_DATA SUPPLIED:_

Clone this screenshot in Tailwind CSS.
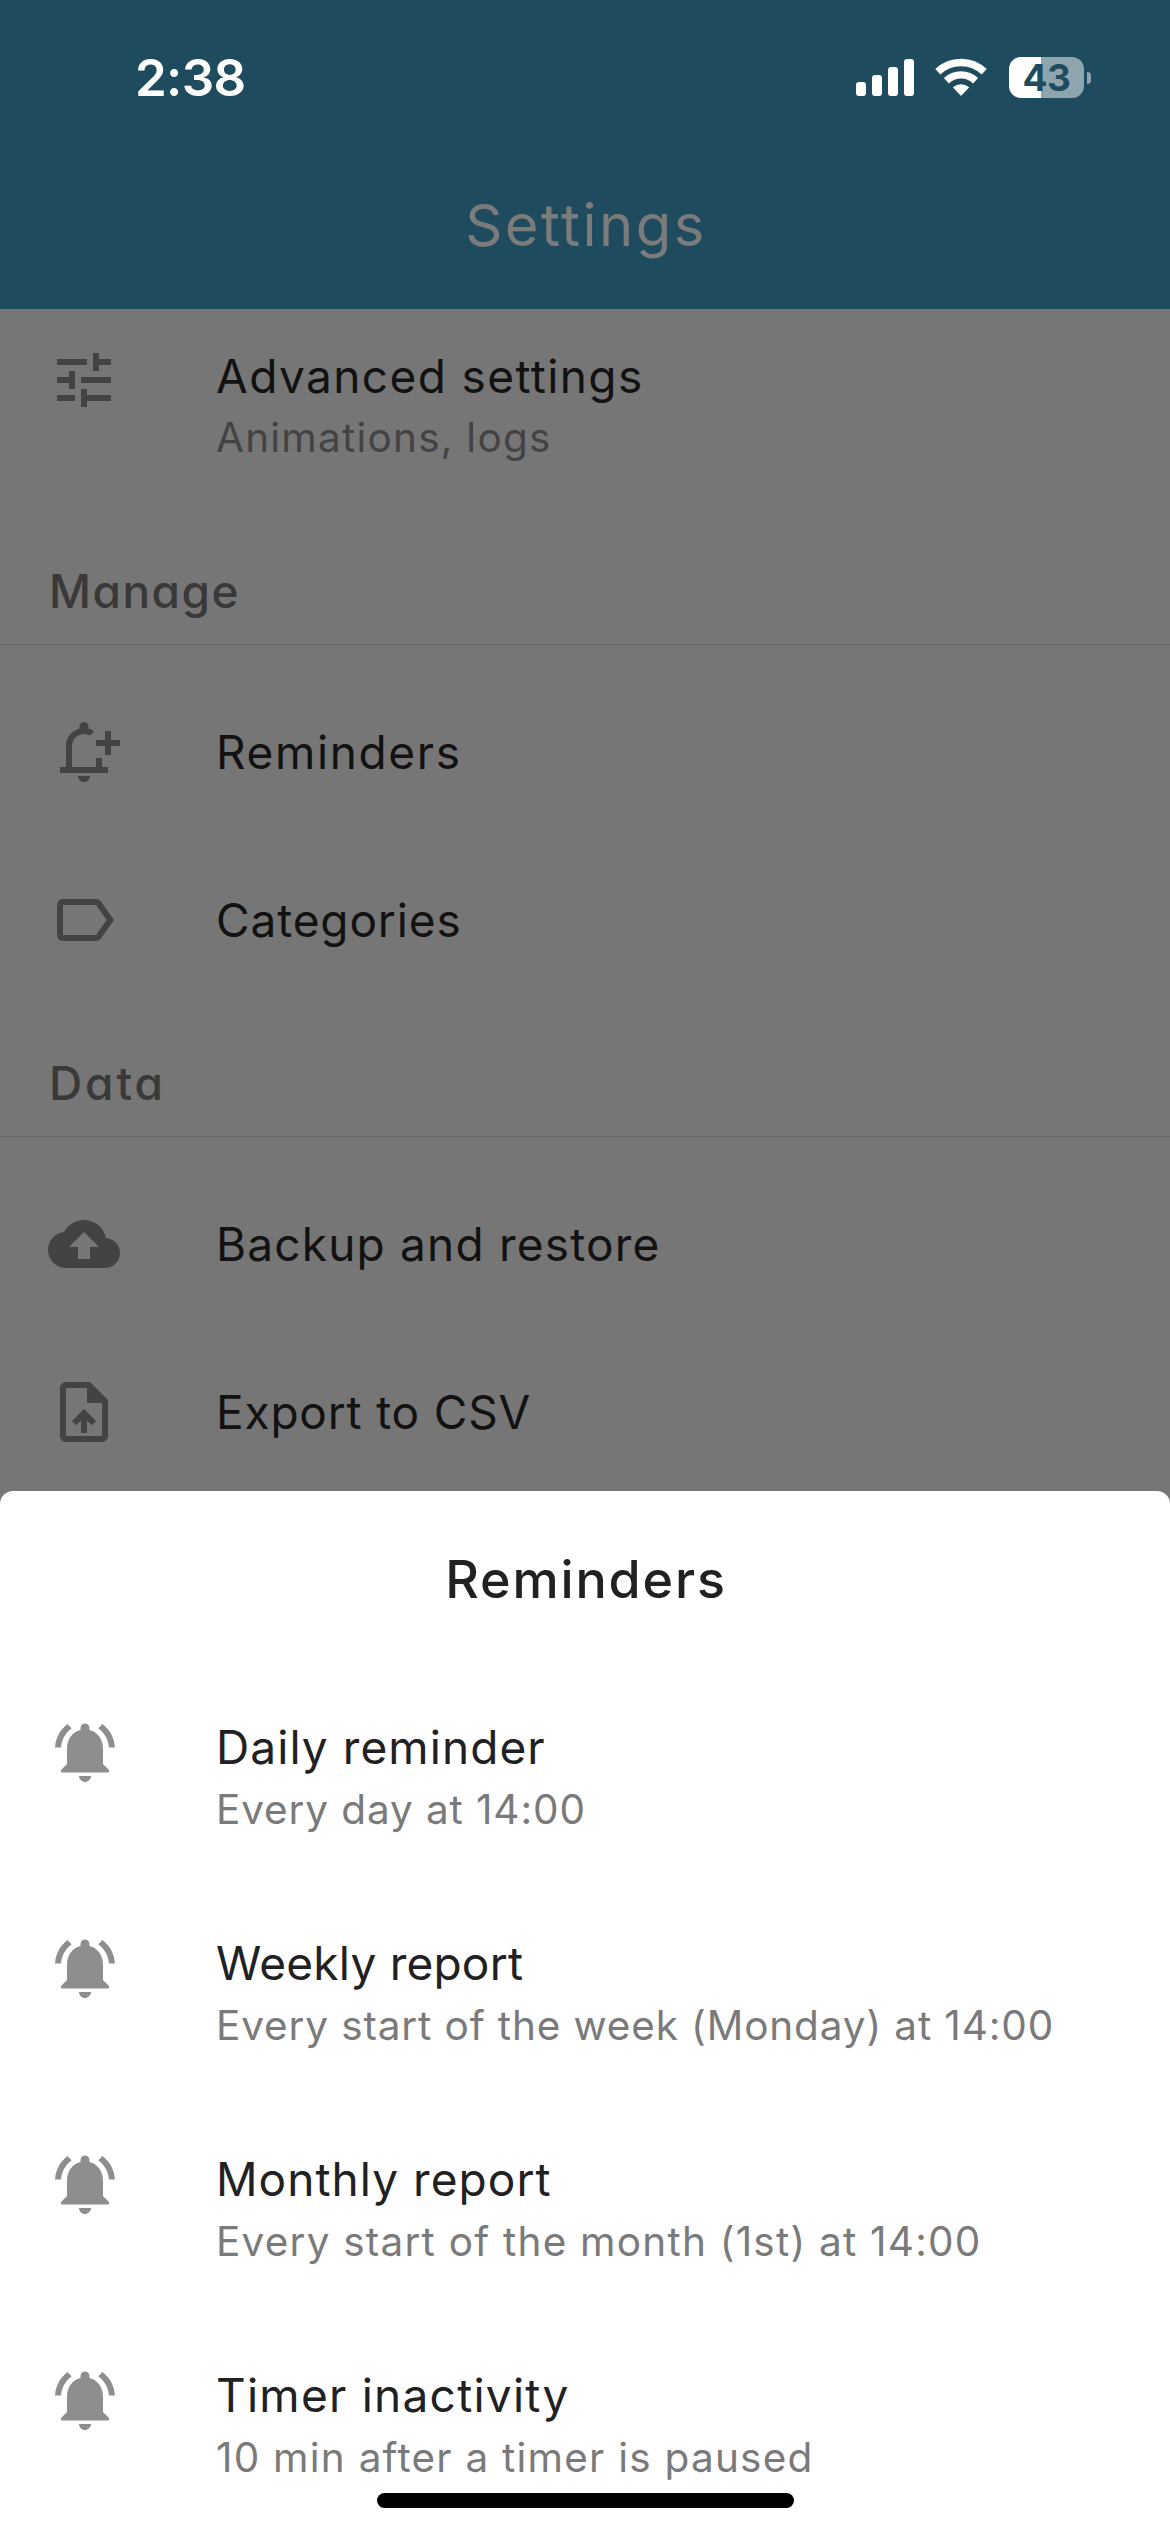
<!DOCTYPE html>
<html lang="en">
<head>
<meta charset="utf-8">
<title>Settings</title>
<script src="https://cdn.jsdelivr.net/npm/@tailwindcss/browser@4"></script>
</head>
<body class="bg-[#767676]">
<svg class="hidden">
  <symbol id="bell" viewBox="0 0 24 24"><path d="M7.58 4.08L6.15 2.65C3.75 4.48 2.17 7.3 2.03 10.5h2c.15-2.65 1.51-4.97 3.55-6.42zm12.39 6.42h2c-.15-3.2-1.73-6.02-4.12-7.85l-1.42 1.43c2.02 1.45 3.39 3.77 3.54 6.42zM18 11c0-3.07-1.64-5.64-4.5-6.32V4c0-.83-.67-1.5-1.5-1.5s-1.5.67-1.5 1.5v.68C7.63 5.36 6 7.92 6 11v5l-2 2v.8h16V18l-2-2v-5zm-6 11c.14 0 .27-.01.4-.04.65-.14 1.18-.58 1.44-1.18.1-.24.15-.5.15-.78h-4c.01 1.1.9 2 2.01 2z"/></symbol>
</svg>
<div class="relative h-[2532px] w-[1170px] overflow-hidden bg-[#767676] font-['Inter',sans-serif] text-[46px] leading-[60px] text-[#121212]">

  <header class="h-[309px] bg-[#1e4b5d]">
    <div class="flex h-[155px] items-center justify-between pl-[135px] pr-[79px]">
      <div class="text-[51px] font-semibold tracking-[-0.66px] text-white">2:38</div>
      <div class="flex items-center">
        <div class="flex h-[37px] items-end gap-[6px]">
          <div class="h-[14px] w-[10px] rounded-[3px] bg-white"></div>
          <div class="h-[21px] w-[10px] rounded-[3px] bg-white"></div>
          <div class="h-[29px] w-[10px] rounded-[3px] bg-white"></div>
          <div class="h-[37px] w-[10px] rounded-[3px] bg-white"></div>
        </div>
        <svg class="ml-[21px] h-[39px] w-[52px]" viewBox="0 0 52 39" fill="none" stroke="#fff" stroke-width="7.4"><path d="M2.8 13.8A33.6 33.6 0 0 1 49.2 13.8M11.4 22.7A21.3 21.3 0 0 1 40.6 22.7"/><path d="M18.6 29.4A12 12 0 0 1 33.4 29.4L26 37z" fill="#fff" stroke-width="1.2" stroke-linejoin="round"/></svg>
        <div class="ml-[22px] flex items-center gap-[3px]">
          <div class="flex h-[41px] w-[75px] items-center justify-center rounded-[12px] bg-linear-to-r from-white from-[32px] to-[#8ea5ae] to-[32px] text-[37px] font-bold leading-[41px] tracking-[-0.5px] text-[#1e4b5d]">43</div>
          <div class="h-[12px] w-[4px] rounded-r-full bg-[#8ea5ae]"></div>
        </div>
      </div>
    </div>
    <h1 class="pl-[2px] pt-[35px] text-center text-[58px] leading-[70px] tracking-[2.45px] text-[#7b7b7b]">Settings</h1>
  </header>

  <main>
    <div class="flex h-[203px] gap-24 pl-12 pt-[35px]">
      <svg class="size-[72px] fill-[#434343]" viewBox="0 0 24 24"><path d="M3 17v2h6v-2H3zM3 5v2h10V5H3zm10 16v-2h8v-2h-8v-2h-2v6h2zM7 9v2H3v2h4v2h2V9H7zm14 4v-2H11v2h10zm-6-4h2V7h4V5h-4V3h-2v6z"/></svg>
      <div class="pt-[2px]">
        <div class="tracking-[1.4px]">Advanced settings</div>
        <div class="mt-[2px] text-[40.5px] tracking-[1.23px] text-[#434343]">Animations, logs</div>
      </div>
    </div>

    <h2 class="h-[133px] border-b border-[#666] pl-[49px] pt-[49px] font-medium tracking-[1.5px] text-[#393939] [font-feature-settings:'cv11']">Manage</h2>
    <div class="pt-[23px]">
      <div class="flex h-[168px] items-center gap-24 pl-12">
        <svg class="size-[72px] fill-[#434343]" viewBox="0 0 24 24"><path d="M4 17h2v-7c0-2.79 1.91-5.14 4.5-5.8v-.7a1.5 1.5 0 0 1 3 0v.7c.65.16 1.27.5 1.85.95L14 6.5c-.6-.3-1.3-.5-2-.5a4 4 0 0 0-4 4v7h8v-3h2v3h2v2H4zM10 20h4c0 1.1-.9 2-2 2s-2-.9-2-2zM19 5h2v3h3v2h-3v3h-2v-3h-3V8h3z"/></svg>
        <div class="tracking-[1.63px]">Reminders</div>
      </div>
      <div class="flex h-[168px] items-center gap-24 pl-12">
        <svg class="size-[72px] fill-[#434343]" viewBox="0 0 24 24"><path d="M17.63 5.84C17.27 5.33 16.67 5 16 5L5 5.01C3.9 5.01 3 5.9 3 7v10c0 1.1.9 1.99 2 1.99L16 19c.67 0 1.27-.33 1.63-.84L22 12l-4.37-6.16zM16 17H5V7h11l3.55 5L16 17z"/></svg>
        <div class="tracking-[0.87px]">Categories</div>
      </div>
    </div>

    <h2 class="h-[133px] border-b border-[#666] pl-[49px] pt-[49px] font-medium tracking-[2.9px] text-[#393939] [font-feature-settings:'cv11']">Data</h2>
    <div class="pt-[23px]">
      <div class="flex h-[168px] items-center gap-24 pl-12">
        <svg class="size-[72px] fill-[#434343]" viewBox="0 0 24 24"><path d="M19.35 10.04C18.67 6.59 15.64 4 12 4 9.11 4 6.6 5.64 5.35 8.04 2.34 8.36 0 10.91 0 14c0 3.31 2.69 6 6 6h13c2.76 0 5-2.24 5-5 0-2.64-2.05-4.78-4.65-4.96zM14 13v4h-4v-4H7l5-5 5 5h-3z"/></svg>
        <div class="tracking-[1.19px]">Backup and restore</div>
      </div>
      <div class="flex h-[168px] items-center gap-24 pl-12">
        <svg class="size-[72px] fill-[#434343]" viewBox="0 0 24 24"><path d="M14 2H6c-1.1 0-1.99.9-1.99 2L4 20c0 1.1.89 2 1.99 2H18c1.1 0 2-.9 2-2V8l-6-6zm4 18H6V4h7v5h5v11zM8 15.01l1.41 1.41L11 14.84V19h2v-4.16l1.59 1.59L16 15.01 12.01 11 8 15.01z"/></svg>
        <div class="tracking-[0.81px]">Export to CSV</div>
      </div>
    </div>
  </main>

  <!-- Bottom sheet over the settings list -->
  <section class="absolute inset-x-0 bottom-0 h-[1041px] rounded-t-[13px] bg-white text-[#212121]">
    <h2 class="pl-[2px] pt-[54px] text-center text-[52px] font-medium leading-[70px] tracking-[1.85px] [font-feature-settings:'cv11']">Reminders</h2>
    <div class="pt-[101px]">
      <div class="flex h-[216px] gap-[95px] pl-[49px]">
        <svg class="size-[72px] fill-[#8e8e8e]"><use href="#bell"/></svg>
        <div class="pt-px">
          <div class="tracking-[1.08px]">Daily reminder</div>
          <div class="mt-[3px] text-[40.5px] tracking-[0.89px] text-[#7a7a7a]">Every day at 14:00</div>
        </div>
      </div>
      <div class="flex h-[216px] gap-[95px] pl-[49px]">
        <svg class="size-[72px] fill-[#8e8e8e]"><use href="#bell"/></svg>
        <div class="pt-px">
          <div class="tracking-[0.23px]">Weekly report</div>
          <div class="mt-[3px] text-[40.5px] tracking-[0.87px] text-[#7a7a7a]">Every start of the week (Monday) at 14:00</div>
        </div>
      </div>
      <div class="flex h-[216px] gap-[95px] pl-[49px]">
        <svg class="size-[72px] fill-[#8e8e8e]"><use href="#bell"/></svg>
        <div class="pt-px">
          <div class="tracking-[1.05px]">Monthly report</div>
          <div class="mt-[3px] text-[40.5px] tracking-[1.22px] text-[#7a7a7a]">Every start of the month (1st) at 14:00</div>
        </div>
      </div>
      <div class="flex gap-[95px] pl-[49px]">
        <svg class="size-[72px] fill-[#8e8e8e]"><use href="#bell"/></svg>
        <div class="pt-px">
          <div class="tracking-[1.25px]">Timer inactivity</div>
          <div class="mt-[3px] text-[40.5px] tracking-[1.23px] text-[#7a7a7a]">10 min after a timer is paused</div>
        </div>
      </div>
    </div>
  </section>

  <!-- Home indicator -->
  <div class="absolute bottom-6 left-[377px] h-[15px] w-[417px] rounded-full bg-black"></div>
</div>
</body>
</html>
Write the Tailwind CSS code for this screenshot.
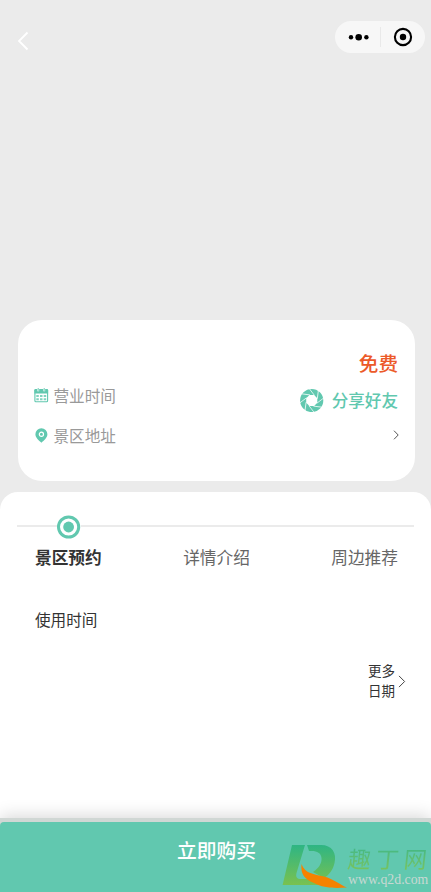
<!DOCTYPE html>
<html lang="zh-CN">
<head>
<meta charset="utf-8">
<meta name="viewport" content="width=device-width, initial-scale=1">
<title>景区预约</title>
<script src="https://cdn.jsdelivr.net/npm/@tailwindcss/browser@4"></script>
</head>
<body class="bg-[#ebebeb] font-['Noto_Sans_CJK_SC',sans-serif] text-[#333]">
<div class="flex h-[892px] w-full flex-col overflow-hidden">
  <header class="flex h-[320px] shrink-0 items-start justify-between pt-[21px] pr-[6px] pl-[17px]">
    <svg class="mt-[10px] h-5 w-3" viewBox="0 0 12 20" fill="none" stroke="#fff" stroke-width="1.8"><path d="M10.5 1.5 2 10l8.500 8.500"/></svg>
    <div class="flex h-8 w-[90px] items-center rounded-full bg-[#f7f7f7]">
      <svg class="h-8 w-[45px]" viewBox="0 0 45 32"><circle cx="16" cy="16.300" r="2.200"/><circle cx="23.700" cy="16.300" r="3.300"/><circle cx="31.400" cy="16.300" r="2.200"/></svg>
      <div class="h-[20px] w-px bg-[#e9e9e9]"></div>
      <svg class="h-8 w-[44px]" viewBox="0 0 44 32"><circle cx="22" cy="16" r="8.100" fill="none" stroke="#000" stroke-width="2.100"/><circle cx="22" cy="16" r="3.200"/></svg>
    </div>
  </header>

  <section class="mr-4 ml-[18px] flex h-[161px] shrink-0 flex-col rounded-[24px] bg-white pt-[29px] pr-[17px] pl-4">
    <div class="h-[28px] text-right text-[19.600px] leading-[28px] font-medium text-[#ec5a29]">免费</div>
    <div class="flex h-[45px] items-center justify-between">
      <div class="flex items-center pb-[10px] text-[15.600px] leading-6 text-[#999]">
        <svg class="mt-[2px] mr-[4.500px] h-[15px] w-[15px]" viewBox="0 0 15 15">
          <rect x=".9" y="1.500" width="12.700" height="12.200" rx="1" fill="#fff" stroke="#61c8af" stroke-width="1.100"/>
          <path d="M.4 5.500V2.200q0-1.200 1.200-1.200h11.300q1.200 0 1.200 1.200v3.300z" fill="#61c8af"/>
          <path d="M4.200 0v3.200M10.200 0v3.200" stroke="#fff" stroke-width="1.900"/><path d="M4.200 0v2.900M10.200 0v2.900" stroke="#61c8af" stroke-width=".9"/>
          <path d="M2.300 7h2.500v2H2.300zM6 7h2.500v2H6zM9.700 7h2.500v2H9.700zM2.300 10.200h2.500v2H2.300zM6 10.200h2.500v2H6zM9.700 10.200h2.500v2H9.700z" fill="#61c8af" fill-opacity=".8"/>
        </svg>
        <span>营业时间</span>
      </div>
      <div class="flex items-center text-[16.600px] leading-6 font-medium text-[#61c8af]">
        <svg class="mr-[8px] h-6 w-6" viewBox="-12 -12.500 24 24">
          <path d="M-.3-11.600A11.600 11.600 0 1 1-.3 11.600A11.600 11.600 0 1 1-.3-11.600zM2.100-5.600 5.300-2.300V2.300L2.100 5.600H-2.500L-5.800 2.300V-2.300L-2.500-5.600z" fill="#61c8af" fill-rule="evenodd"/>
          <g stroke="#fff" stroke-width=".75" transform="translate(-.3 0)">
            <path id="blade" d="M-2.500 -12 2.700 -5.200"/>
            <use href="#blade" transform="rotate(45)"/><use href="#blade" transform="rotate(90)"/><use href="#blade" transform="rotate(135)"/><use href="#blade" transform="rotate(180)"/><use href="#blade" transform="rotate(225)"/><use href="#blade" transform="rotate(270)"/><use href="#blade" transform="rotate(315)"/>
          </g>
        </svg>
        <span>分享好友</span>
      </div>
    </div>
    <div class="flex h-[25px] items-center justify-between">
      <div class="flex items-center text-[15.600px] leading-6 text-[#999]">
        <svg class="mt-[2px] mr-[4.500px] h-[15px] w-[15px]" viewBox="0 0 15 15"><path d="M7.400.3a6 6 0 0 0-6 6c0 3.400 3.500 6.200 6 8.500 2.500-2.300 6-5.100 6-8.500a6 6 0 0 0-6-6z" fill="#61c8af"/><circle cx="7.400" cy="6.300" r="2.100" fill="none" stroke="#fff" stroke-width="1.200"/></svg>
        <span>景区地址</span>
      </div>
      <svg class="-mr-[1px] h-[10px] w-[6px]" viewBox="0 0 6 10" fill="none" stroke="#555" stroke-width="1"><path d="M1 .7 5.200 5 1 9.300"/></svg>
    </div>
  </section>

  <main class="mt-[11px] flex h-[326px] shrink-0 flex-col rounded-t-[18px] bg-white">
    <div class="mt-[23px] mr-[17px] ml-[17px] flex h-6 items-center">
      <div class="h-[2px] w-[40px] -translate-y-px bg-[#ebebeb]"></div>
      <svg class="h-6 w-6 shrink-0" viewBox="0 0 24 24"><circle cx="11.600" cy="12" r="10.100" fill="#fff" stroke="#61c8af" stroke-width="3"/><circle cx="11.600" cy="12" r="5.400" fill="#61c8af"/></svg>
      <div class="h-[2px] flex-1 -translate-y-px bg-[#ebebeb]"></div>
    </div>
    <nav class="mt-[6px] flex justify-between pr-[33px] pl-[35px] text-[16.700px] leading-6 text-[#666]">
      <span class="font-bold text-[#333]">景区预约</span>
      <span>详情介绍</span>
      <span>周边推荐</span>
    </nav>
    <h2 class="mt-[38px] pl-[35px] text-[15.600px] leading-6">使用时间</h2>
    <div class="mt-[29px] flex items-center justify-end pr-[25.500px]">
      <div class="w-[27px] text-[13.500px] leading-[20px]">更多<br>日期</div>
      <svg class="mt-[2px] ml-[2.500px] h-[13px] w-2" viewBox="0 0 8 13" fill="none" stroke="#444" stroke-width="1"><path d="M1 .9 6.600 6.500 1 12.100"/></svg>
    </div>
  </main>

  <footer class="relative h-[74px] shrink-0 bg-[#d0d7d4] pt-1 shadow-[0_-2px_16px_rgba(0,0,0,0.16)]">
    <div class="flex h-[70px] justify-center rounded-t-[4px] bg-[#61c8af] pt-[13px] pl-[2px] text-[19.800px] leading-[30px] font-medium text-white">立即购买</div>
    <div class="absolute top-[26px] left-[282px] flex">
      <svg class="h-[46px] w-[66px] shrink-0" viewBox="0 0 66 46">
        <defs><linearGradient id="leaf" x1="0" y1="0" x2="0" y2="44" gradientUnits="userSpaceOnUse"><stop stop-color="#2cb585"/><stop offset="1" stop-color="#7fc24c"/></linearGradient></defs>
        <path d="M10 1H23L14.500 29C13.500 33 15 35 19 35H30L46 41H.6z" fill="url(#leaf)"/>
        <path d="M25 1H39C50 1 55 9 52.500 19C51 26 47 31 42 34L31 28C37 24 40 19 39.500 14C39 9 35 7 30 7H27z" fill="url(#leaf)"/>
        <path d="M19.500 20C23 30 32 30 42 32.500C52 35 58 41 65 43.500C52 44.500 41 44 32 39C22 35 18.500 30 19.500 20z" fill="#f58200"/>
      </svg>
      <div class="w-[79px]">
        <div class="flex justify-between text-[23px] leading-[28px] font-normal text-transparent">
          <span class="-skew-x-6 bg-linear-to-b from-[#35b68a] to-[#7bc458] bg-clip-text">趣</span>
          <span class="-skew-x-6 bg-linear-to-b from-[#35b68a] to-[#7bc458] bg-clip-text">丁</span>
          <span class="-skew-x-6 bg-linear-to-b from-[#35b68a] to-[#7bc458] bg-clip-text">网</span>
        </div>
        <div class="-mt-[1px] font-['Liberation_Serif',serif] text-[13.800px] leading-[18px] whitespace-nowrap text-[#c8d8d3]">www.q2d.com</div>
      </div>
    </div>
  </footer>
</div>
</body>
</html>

_REQUEST:_
Restate each line from the start of the listing through the line bearing "h-[2532px] w-[1170px] overflow-hidden" word for word. Drop the pictures.

_RESPONSE BELOW:_
Clone this screenshot in Tailwind CSS.
<!DOCTYPE html>
<html lang="en">
<head>
<meta charset="utf-8">
<title>Settings</title>
<script src="https://cdn.jsdelivr.net/npm/@tailwindcss/browser@4"></script>
</head>
<body class="bg-[#767676]">
<svg class="hidden">
  <symbol id="bell" viewBox="0 0 24 24"><path d="M7.58 4.08L6.15 2.65C3.75 4.48 2.17 7.3 2.03 10.5h2c.15-2.65 1.51-4.97 3.55-6.42zm12.39 6.42h2c-.15-3.2-1.73-6.02-4.12-7.85l-1.42 1.43c2.02 1.45 3.39 3.77 3.54 6.42zM18 11c0-3.07-1.64-5.64-4.5-6.32V4c0-.83-.67-1.5-1.5-1.5s-1.5.67-1.5 1.5v.68C7.63 5.36 6 7.92 6 11v5l-2 2v.8h16V18l-2-2v-5zm-6 11c.14 0 .27-.01.4-.04.65-.14 1.18-.58 1.44-1.18.1-.24.15-.5.15-.78h-4c.01 1.1.9 2 2.01 2z"/></symbol>
</svg>
<div class="relative h-[2532px] w-[1170px] overflow-hidden bg-[#767676] font-['Inter',sans-serif] text-[46px] leading-[60px] text-[#121212]">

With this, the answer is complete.